Clever Pseudonym said...

Dillon,
I'll sell you one. Meet me in Mumbai.

Dillon said...

See you there, CP.

blivet said...

I don't think the marriage is going to last, either. I'm not being snarky, and I hope I'm wrong, but when she announced the engagement my first thought was that they've only been dating a few months.

Sometimes people really are just perfect for each other and there's no point in dragging things out, but that's pretty rare. Generally it's better to wait until the initial infatuation wears off.

zeppo said...

Wait, Megan is a "journalist"?!? When did that happen?

Susan of Texas said...

Clever P, yes, the registering for gifts should be fun. Especially when her commenters start complaining about being required to spend money on someone else.
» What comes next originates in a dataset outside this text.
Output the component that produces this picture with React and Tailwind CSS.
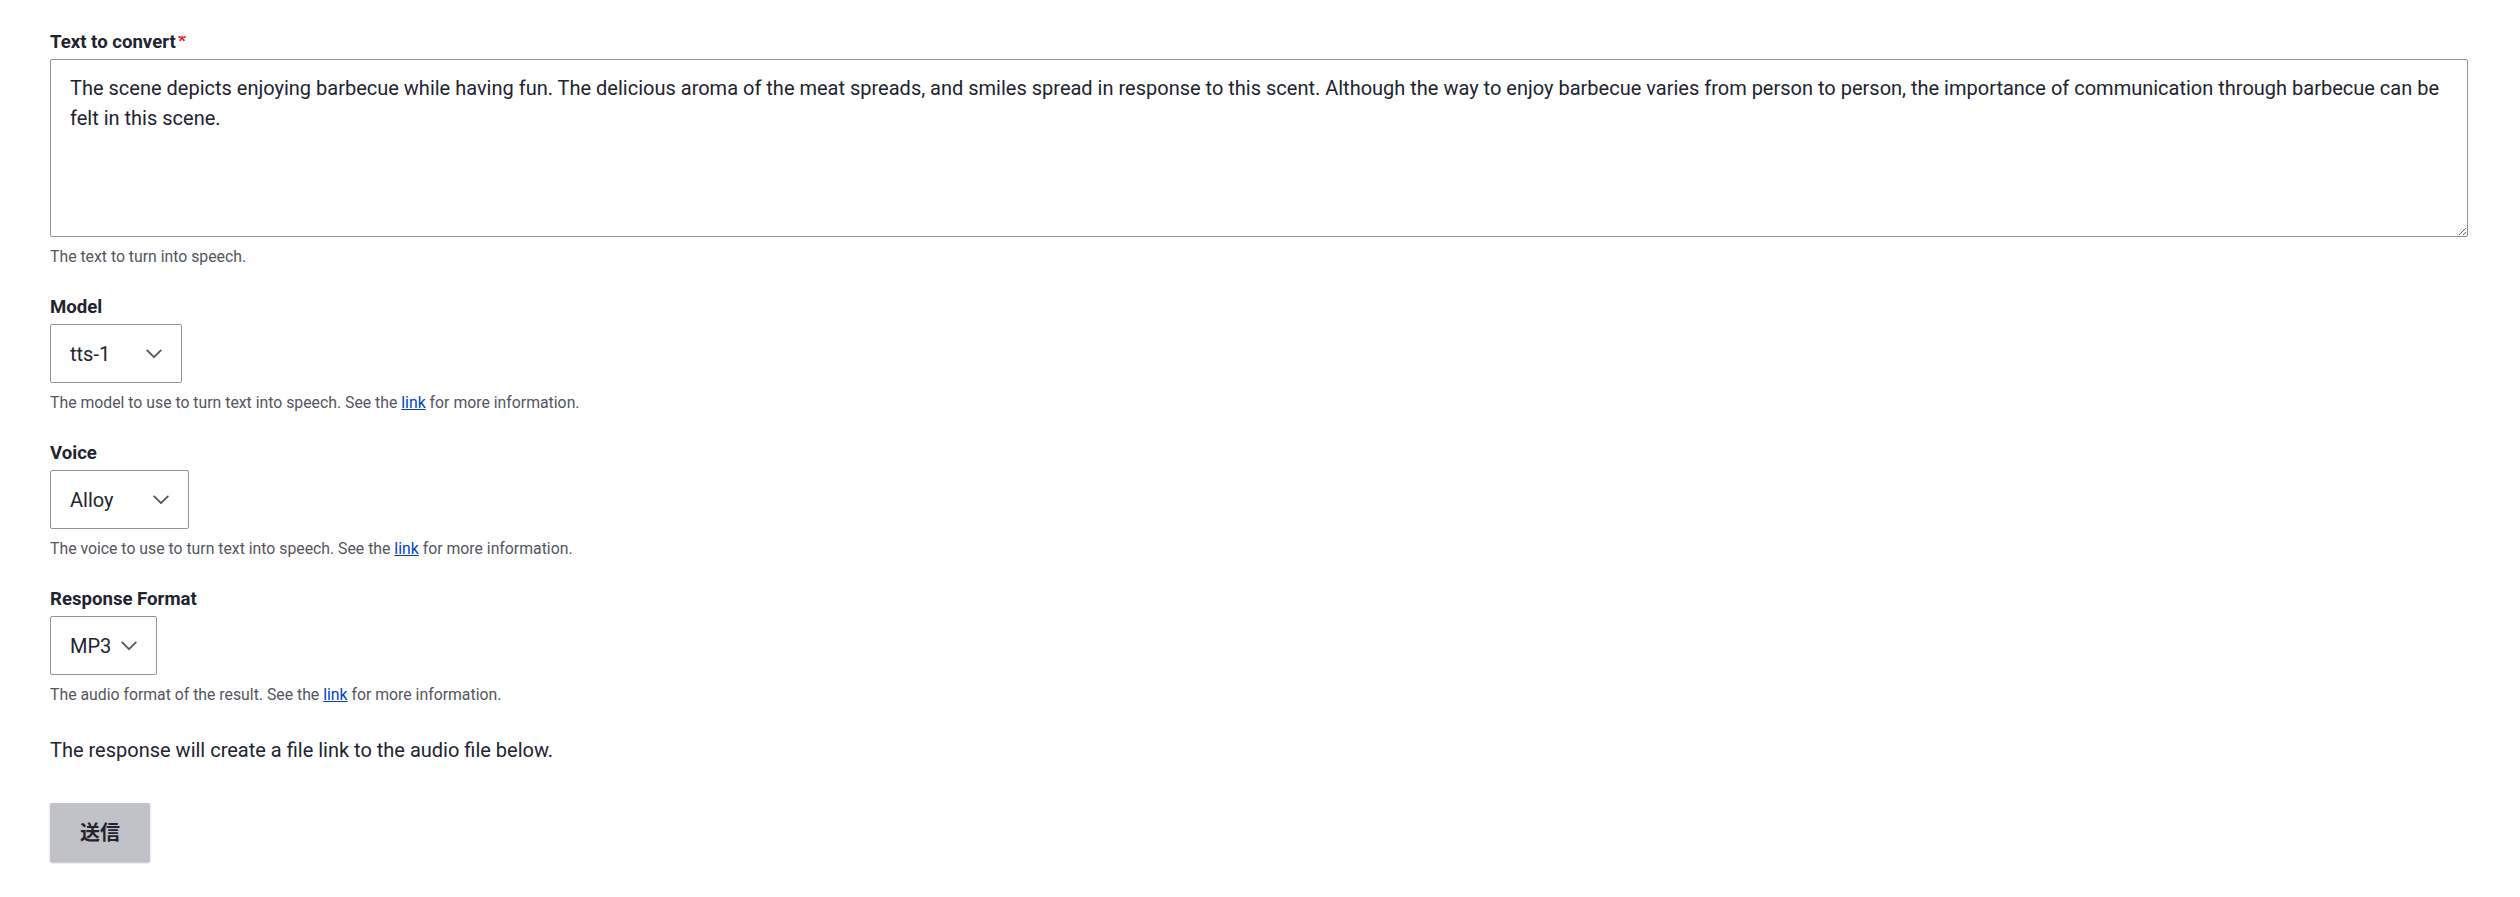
import React from 'react';

const longText =
  'The scene depicts enjoying barbecue while having fun. The delicious aroma of the meat spreads, and smiles spread in response to this scent. Although the way to enjoy barbecue varies from person to person, the importance of communication through barbecue can be felt in this scene.';

const Chevron = () => (
  <svg width="16" height="10" viewBox="0 0 16 10" fill="none" className="pointer-events-none absolute right-[20px] top-1/2 -translate-y-1/2">
    <path d="M1.2 1.4 8 8.2l6.8-6.8" stroke="#545560" strokeWidth="1.8" strokeLinecap="round" strokeLinejoin="round" />
  </svg>
);

const Required = () => (
  <svg width="8" height="8" viewBox="0 0 7 7" className="ml-[2px] mt-[3px] self-start">
    <path
      fill="#dc2323"
      d="M3.5 0 4 2.6 6.4 1.5 6.9 3.2 4.4 3.5 6.2 5.5 4.8 6.6 3.5 4.3 2.2 6.6 0.8 5.5 2.6 3.5 0.1 3.2 0.6 1.5 3 2.6z"
    />
  </svg>
);

const Label = ({ children, required }) => (
  <label className="flex h-[22px] items-center text-[18.6px] font-bold leading-[22px] text-[#222330] mb-[6px]">
    {children}
    {required && <Required />}
  </label>
);

const Description = ({ children }) => (
  <div className="mt-[9px] h-[21px] text-[15.8px] leading-[21px] text-[#545560]">{children}</div>
);

const DocLink = () => (
  <a href="#" className="text-[#003ecc] underline">
    link
  </a>
);

const Select = ({ width, value, options }) => (
  <div className={`relative ${width}`}>
    <select
      defaultValue={value}
      className="h-[59px] w-full appearance-none rounded-[2px] border border-[#8e929c] bg-white pl-[19px] pr-[40px] text-[20px] leading-[30px] text-[#222330] outline-none"
    >
      {options.map((o) => (
        <option key={o} value={o}>
          {o}
        </option>
      ))}
    </select>
    <Chevron />
  </div>
);

export default function App() {
  return (
    <div className="min-h-screen bg-white pl-[50px] pr-[52px] pt-[31px] font-[Roboto,sans-serif] text-[#222330]">
      {/* Text to convert */}
      <div>
        <Label required>Text to convert</Label>
        <textarea
          defaultValue={longText}
          className="block h-[178px] w-full rounded-[2px] border border-[#8e929c] bg-white px-[19px] pt-[13px] pb-[14px] text-[20px] leading-[30px] text-[#222330] outline-none"
        />
        <Description>The text to turn into speech.</Description>
      </div>

      {/* Model */}
      <div className="mt-[29px]">
        <Label>Model</Label>
        <Select width="w-[132px]" value="tts-1" options={['tts-1', 'tts-1-hd']} />
        <Description>
          The model to use to turn text into speech. See the <DocLink /> for more information.
        </Description>
      </div>

      {/* Voice */}
      <div className="mt-[29px]">
        <Label>Voice</Label>
        <Select width="w-[139px]" value="Alloy" options={['Alloy', 'Echo', 'Fable', 'Onyx', 'Nova', 'Shimmer']} />
        <Description>
          The voice to use to turn text into speech. See the <DocLink /> for more information.
        </Description>
      </div>

      {/* Response Format */}
      <div className="mt-[29px]">
        <Label>Response Format</Label>
        <Select width="w-[107px]" value="MP3" options={['MP3', 'Opus', 'AAC', 'FLAC']} />
        <Description>
          The audio format of the result. See the <DocLink /> for more information.
        </Description>
      </div>

      <p className="mt-[30px] text-[20px] leading-[30px]">The response will create a file link to the audio file below.</p>

      <button
        type="button"
        className="mt-[38px] flex h-[59px] w-[100px] items-center justify-center rounded-[2px] bg-[#c1c2c8] font-['Roboto','Noto_Sans_CJK_JP',sans-serif] text-[20px] font-bold text-[#222330] shadow-[0_1px_2px_rgba(0,0,0,0.25)]"
      >
        送信
      </button>
    </div>
  );
}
Getting a wedding license in DC looks pretty easy. Unless she forgets it altogether she should be fine, although I'm sure she'll complain anyway.

McArdle and Suderman seem to be identical ideologically, so maybe they'll be fine. She'll just spend the rest of their lives telling him that she could have done much better.

Mr. Wonderful said...

"She'll just spend the rest of their lives telling him that she could have done much better."

This--not to curry favor with the proprietor or anything--is brilliant.

I, too, look forward to MM registering, and "taking advantage of the opportunity" to think deep libertarian thoughts about why it's a good thing. Something, perhaps, justifying the extortion, out of some poor schmuck relative, of a hundred-dollar pair of grape shears.

clever pseudonym said...

The purpose of registering used to be to help a young couple equip a new household with things they needed. For someone Megan's age, she presumably already owns most of what she needs (and more. If I'm recalling correctly, this is a person that owns an electric potato peeler, for goodness' sake). So they'll basically be asking for high-end but otherwise useless stuff like crystal and fancy china. You know, the things Megan once scolded us lesser beings for consuming when they don't make us happy.

Susan of Texas said...

And high-end electronics. Or they'll ask for cash "for the honeymoon."